Kisses, Punches

By Lanny Beckman | August 4, 2001

They were elm trees and they arched over 22nd Avenue in Vancouver on those May evenings that were perfectly warm and literally rose-tinted. Her name was Karen, she was taller than me and she was made for me. That was before I had any conception of what "made for me" might mean and before I knew it had no meaning.

They were childhood years, evenings of kissing contests, Karen and me against Mel and Gayle. Kiss kiss kiss for hours. My lips were sore when I fell asleep and again when I woke in the morning.

There must have been a family around me. There was a baseball glove and a bike and a school to ride to where Karen my liplover would be waiting in her starched white blouse covering her very small breasts which she wouldn’t let me touch, for which I think I was ambivalently glad.

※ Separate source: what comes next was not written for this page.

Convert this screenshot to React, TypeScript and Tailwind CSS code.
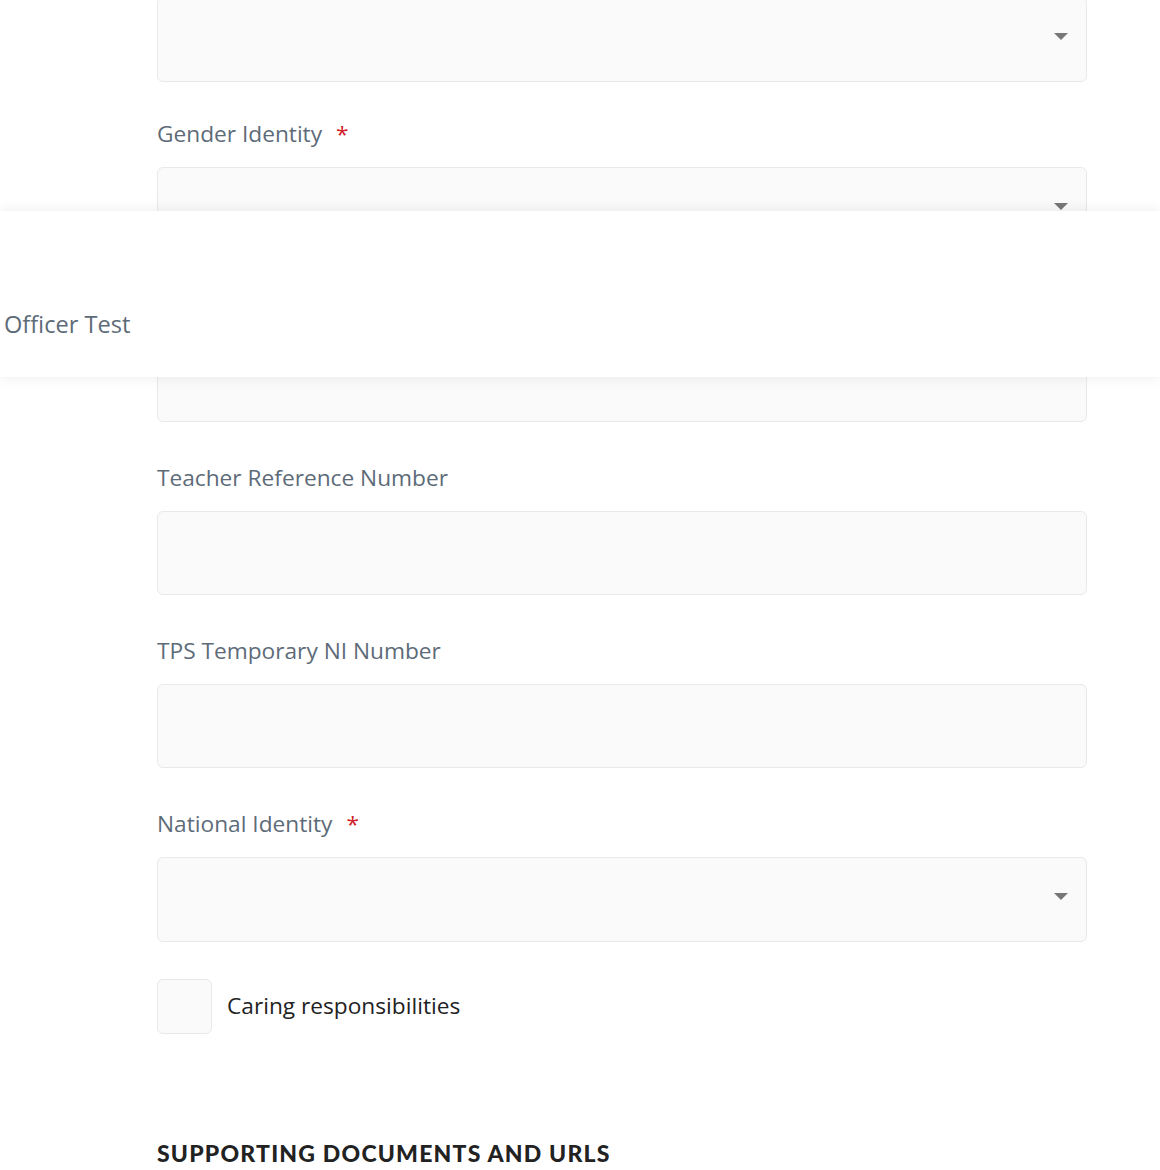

None of this bliss would mean much if it had turned into adulthood and everyday unhappiness.

Jim McNeil, who was much bigger than me, punched me in the face twice before friends broke it up. I had made a smart-ass remark about his girlfriend after school one day and he came looking for me on the weekend. He grabbed me by the collar. I was afraid but the fear dissolved in a thought that I would have again in adulthood: "I can take this guy."

I stepped on his foot and pushed him back hard. But he didn’t fall. He kept his balance and punched me and I knew then that this wasn’t about winning but about being able to take a punch. Two punches. I was smiling when they pulled him off me. It felt good being able to take a punch. I think it felt good being punched. Looking back on it, life was great.